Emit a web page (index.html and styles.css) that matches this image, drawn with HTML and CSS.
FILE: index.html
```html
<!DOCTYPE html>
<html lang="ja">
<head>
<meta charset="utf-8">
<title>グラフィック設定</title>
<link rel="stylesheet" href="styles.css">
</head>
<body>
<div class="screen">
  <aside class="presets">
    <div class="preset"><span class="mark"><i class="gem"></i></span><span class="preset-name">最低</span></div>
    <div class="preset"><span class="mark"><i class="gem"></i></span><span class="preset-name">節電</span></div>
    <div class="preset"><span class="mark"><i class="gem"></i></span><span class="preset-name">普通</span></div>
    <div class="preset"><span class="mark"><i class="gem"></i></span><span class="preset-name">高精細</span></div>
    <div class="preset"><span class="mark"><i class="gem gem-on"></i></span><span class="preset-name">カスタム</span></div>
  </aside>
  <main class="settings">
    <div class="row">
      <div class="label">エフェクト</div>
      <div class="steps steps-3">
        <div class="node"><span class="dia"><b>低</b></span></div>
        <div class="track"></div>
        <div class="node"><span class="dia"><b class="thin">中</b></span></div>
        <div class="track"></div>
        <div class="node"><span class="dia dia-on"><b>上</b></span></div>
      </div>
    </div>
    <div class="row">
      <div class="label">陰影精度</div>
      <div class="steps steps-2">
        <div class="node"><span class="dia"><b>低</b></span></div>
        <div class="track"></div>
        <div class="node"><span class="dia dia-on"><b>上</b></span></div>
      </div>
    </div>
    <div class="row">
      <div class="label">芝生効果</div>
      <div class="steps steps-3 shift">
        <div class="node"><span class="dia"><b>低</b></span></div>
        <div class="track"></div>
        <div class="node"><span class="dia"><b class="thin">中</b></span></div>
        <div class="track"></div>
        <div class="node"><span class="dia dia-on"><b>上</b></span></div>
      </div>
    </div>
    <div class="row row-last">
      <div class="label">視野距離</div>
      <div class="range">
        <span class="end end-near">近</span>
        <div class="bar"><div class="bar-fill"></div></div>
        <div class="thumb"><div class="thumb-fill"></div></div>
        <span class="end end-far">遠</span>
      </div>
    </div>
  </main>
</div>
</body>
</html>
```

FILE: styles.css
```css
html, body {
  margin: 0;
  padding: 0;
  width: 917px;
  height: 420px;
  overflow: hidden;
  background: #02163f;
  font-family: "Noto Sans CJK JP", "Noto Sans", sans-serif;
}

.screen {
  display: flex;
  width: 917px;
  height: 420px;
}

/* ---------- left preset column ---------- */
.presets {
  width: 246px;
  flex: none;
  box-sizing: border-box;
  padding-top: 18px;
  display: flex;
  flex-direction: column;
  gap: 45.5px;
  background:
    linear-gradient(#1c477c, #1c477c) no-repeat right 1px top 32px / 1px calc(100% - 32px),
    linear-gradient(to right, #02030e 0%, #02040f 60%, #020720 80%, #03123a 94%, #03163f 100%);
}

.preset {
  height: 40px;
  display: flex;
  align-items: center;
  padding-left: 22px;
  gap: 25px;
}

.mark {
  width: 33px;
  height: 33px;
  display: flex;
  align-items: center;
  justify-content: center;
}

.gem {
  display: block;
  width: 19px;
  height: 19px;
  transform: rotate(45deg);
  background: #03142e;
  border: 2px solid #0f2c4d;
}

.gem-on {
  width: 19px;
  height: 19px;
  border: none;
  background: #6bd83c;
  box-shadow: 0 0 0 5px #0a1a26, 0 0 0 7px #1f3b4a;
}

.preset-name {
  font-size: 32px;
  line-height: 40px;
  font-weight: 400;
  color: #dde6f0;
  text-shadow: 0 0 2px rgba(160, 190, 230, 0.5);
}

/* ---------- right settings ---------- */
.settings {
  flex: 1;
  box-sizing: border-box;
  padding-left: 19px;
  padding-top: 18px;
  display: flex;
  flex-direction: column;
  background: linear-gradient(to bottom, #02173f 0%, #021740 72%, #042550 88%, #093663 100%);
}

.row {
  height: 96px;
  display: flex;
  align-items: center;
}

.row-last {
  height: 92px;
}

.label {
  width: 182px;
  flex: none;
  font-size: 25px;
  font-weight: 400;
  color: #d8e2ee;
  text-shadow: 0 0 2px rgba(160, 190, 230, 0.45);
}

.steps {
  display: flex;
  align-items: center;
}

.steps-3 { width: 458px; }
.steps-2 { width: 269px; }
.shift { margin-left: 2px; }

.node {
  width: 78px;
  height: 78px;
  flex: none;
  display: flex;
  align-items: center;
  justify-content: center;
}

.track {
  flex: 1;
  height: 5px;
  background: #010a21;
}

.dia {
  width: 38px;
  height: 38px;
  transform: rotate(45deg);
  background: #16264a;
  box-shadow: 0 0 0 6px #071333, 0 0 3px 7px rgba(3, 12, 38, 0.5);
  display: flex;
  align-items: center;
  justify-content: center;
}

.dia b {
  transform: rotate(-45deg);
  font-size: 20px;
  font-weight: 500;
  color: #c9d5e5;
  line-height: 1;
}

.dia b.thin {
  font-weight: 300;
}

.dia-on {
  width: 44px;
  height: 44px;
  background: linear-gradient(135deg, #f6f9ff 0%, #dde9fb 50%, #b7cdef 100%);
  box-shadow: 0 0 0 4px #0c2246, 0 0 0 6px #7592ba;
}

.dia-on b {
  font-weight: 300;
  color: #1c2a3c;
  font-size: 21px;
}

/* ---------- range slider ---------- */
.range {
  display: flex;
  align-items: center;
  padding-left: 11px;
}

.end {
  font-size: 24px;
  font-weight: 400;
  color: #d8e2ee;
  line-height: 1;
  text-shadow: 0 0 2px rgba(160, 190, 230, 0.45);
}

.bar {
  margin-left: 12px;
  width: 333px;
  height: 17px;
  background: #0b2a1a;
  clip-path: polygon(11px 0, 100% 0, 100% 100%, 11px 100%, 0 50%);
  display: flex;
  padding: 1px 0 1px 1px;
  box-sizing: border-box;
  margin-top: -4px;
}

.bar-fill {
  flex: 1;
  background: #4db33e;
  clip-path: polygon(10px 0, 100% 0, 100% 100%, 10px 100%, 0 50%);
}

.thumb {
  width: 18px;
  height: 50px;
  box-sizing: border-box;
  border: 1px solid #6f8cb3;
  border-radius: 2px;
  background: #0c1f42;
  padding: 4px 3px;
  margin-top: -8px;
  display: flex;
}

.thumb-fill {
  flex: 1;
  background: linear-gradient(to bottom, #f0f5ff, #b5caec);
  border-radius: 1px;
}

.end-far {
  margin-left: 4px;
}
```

...

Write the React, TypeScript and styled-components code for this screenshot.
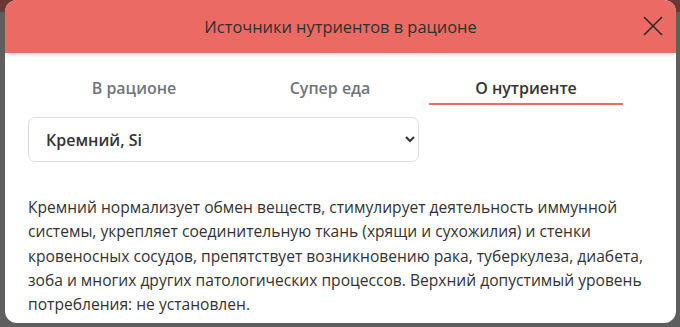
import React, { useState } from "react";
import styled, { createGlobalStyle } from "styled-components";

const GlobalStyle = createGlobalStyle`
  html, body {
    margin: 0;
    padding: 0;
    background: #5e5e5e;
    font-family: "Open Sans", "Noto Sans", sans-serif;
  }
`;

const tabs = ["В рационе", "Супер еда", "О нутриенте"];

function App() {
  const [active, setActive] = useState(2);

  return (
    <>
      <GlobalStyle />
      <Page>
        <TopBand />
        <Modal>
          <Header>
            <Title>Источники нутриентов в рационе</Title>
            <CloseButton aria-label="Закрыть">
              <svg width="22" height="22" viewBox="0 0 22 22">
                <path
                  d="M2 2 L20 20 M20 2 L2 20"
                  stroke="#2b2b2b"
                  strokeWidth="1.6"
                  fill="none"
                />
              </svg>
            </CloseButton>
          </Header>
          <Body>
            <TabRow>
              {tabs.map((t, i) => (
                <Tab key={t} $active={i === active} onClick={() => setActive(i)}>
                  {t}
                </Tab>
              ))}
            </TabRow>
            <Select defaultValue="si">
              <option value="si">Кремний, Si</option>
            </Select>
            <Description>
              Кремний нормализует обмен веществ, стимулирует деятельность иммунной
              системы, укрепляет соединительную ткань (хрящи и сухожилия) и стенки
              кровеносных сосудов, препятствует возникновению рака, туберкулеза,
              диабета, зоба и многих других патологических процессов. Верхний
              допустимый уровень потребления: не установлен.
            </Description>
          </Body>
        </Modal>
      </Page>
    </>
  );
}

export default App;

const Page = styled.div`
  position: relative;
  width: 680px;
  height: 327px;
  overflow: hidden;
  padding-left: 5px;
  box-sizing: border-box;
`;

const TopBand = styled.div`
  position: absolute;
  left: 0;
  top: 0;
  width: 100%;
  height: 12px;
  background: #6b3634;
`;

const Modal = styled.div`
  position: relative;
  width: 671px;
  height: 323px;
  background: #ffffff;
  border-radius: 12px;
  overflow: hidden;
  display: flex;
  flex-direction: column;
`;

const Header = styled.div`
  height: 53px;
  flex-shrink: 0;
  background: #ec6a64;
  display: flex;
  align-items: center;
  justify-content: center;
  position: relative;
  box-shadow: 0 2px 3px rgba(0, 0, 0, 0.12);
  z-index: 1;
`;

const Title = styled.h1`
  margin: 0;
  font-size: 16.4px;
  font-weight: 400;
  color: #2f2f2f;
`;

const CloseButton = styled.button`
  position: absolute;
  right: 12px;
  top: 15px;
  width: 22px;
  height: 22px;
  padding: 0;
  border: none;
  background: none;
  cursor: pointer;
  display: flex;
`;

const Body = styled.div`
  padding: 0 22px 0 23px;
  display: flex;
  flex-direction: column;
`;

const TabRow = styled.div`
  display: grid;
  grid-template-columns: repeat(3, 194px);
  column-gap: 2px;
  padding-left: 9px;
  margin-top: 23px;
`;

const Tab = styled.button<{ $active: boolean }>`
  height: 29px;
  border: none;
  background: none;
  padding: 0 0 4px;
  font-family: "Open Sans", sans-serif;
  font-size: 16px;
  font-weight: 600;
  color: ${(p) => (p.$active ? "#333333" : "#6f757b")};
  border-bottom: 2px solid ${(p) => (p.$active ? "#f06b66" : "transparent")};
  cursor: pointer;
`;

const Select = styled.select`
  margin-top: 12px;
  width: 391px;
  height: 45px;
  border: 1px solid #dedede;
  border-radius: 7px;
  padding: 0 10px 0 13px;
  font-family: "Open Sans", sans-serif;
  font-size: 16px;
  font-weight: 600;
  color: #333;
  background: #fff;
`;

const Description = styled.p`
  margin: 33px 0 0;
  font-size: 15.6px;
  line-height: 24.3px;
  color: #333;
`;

--

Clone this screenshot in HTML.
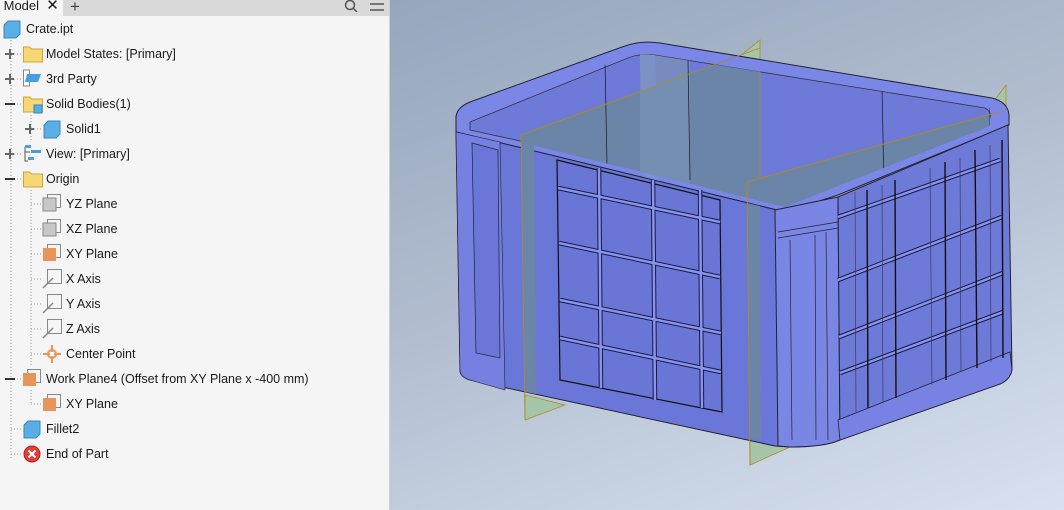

◆ **Requirement**: Copy exactly the stretch of lines from the one containing "Write the React, TypeScript" through the one containing "const [active, setActive] = useState(2);", both included. Leave out any pictures.

◆ **Task solution**:
Write the React, TypeScript and styled-components code for this screenshot.
import React, { useState } from "react";
import styled, { createGlobalStyle } from "styled-components";

const GlobalStyle = createGlobalStyle`
  html, body {
    margin: 0;
    padding: 0;
    background: #5e5e5e;
    font-family: "Open Sans", "Noto Sans", sans-serif;
  }
`;

const tabs = ["В рационе", "Супер еда", "О нутриенте"];

function App() {
  const [active, setActive] = useState(2);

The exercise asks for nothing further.